Collected data entries:
——————

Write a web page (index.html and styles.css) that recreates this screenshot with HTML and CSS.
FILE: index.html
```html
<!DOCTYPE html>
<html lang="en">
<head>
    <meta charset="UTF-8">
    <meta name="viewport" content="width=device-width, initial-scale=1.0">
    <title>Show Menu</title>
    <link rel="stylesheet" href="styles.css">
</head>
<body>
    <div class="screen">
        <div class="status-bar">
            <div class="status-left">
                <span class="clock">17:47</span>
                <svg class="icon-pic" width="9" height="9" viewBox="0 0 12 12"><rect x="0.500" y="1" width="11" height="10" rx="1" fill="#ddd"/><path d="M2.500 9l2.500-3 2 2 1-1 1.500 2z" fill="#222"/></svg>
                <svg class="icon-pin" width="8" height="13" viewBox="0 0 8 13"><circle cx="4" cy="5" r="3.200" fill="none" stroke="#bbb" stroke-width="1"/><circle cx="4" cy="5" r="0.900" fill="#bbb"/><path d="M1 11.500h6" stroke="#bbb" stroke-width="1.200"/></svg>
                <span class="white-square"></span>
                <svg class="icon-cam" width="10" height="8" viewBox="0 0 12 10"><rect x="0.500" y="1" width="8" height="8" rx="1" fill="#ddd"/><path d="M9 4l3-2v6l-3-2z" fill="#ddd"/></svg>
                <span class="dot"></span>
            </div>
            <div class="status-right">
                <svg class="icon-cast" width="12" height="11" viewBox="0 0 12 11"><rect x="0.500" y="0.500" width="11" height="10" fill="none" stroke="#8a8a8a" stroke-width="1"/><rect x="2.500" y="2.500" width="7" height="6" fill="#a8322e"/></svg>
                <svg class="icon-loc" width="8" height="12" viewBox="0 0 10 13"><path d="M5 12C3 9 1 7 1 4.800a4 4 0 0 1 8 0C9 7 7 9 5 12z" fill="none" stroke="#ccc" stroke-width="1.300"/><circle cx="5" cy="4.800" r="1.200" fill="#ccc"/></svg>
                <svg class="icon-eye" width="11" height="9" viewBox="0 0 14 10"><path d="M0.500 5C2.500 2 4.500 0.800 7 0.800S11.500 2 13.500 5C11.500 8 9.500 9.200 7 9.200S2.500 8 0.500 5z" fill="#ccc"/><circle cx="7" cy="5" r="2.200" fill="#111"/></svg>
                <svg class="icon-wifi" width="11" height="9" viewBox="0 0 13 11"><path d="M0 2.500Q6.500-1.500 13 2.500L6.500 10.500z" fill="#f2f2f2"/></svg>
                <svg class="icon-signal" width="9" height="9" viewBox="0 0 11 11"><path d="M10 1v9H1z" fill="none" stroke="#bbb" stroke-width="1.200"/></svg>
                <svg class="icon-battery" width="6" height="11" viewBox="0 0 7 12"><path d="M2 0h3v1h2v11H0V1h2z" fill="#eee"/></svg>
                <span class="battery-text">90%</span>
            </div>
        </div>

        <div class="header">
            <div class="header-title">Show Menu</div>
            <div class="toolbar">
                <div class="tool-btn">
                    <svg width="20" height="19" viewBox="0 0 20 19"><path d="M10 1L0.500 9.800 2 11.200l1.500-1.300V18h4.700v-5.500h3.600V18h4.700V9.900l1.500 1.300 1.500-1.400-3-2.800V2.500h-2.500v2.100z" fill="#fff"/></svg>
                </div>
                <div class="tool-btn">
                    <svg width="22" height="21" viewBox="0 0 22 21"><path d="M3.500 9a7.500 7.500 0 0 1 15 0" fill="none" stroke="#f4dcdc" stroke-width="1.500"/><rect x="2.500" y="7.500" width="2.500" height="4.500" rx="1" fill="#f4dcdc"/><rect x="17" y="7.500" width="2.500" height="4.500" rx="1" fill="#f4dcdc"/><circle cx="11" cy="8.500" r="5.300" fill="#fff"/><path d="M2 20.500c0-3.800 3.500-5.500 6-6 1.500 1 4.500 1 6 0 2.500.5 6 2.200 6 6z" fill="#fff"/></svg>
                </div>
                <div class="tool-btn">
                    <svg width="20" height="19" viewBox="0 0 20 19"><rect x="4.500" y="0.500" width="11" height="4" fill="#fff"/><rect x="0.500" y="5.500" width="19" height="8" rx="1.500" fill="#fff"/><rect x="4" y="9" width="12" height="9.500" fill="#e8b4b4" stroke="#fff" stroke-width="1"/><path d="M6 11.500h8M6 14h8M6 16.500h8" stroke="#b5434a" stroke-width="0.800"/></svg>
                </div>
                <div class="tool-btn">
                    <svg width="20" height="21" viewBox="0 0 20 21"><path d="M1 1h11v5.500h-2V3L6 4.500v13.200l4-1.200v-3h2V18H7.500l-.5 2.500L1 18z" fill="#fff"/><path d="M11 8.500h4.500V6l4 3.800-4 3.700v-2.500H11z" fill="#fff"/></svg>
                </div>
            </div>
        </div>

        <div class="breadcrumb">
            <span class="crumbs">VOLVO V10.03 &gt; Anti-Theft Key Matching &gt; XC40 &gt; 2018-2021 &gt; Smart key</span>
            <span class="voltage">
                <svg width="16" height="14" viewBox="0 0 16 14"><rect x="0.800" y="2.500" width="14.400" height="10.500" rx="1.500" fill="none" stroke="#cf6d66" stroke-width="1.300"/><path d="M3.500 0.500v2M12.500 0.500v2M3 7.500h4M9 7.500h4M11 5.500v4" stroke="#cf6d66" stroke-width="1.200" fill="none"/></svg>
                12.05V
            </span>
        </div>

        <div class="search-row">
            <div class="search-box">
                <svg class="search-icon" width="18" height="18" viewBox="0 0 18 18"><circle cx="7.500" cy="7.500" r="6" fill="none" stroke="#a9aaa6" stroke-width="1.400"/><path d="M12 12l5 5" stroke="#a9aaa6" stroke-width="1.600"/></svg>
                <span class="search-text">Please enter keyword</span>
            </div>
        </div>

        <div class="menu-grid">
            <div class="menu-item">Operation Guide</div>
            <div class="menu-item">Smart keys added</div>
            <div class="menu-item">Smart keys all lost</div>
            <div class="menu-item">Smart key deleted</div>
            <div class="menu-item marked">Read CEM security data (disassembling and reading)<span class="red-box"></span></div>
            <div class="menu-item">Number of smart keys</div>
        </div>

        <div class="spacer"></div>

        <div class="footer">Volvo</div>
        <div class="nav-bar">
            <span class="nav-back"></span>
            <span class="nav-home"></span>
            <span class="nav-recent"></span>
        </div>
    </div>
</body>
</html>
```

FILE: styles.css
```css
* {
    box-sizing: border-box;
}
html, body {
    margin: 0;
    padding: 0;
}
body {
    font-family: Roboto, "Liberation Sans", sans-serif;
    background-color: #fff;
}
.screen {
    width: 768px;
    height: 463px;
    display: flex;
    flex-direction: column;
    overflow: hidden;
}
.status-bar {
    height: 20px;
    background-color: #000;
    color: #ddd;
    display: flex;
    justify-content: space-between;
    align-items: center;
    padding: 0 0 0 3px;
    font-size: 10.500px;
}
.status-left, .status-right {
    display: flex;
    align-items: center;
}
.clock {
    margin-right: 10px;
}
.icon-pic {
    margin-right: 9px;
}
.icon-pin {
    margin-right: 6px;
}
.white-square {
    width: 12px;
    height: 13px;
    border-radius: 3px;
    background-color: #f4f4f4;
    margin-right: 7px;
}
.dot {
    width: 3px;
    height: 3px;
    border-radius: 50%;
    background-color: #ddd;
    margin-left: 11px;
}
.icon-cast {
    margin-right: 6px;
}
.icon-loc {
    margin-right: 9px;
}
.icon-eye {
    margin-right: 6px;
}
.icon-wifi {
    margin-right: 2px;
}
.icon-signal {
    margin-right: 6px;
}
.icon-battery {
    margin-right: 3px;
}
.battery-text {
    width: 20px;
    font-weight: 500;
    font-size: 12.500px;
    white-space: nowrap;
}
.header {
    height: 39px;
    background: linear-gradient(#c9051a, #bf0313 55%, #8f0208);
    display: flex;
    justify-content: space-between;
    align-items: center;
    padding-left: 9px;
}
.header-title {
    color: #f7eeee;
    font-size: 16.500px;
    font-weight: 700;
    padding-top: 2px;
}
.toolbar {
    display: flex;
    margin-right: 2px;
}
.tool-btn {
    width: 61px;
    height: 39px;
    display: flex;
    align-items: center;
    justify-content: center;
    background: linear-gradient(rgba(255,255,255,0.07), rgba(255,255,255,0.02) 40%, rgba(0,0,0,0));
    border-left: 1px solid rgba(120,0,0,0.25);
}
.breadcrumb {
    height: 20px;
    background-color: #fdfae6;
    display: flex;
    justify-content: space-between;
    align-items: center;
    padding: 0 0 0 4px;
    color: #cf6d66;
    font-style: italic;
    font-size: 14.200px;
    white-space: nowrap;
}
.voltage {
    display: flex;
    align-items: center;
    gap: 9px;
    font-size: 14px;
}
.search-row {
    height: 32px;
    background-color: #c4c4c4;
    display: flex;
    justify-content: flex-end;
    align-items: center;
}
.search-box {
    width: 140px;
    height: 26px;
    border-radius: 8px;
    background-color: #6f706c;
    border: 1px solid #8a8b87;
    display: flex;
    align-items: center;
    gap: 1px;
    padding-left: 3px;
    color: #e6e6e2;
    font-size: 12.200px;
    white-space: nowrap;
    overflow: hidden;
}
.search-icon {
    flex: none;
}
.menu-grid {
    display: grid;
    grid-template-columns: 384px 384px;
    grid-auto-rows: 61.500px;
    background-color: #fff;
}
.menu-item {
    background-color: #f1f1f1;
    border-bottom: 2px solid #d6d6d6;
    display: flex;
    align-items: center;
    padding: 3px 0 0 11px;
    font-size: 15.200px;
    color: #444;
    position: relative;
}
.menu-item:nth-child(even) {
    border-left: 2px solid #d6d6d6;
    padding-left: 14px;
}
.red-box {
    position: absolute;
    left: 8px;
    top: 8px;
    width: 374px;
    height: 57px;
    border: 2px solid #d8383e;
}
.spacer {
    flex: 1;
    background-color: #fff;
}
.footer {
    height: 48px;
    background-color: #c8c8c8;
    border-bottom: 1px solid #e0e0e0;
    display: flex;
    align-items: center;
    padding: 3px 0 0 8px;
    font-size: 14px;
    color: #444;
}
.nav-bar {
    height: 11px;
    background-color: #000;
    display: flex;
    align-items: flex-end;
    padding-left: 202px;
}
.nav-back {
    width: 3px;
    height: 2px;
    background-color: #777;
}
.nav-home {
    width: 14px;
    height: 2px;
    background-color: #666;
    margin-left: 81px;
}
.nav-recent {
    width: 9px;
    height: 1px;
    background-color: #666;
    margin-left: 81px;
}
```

——————

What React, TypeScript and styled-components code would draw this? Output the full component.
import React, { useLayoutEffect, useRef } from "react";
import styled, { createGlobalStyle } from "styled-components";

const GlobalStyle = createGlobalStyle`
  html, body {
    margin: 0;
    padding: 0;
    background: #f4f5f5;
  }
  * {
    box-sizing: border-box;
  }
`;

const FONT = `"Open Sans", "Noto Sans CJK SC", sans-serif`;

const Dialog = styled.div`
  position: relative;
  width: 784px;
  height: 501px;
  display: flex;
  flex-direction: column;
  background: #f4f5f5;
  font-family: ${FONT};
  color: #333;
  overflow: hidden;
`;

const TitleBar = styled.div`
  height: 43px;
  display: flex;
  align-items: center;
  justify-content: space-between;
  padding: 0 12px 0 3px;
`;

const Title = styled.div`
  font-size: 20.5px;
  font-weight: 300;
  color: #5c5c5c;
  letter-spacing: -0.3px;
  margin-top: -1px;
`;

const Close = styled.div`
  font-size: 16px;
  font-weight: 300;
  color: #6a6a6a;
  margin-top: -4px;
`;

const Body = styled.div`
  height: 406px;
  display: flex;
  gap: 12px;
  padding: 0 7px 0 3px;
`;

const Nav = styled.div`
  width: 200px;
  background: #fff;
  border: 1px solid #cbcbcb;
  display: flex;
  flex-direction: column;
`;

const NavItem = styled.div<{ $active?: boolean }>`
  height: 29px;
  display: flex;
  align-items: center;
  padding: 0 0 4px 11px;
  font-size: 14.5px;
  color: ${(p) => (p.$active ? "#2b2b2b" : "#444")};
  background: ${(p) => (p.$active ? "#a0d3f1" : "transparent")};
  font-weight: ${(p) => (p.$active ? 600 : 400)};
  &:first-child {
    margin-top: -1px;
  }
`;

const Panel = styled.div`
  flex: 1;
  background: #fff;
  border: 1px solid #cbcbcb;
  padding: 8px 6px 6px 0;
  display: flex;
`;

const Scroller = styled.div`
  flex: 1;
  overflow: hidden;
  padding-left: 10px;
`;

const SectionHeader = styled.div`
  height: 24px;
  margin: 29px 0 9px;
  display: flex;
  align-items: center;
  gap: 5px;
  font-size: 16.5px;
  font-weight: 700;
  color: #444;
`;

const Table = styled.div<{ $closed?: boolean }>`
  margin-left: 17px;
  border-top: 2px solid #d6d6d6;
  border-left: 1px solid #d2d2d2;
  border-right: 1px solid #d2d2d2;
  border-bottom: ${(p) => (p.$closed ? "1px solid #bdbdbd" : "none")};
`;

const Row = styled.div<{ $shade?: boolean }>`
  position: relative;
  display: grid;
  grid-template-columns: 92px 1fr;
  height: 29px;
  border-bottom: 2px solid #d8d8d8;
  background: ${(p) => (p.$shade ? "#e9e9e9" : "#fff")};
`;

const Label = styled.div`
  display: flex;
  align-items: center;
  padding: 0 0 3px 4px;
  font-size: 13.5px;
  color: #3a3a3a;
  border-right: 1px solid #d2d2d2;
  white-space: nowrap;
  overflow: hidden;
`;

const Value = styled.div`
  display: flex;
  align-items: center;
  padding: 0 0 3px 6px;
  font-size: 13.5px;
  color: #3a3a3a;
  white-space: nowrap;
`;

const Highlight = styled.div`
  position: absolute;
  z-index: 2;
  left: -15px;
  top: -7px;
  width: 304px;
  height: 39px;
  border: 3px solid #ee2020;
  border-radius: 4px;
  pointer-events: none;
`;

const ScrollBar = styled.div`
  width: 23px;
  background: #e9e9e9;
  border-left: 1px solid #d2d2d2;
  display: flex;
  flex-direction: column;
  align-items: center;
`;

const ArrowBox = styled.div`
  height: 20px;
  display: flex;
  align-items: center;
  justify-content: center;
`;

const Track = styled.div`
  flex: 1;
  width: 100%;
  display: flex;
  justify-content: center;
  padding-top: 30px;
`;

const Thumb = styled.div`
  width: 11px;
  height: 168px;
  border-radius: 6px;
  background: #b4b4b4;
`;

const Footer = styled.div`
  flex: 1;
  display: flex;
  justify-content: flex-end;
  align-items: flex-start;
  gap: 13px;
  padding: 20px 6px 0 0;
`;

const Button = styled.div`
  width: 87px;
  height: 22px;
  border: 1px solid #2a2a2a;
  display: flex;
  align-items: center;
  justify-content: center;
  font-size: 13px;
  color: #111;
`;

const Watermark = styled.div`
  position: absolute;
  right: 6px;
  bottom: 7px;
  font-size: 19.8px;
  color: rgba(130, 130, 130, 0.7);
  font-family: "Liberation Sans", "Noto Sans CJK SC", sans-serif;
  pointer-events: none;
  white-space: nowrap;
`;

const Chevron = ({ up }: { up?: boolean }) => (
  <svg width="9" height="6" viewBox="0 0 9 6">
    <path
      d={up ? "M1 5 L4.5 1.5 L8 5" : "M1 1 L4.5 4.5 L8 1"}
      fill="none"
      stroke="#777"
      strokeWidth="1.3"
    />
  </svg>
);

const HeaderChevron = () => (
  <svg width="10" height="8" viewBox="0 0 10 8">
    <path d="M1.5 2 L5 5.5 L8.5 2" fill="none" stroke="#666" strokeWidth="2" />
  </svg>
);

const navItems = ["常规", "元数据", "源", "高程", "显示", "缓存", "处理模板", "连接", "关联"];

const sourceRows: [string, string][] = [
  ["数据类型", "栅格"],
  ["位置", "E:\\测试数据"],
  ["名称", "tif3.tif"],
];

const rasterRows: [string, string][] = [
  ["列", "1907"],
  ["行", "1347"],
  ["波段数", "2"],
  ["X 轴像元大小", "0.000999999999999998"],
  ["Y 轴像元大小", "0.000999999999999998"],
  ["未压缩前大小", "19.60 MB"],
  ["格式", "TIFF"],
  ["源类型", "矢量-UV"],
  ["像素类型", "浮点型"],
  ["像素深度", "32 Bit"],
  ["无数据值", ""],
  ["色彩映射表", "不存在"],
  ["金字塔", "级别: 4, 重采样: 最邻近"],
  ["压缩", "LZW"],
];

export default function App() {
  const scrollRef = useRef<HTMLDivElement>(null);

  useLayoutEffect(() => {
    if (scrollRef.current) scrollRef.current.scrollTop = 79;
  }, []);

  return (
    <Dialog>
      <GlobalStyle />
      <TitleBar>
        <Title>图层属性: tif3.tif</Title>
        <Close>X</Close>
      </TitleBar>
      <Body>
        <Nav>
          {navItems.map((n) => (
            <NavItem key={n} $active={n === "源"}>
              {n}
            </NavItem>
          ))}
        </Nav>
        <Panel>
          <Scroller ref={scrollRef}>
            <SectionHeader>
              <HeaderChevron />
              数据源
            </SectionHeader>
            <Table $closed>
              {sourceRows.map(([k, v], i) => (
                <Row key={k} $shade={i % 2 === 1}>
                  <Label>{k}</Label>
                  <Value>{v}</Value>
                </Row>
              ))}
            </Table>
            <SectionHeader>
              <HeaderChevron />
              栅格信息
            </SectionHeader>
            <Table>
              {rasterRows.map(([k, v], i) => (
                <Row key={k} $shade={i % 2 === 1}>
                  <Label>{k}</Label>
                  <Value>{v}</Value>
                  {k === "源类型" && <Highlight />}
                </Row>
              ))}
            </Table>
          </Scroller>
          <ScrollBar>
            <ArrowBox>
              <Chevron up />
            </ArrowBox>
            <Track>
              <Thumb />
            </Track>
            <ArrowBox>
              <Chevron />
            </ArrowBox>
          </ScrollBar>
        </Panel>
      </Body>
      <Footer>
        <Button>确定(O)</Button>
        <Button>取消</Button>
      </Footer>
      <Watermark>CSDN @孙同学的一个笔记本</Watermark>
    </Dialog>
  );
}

——————

__TASK STATEMENT__
Find the word "components" in the entries, and copy every line it shows up in.

__RESPONSE__
What React, TypeScript and styled-components code would draw this? Output the full component.
import styled, { createGlobalStyle } from "styled-components";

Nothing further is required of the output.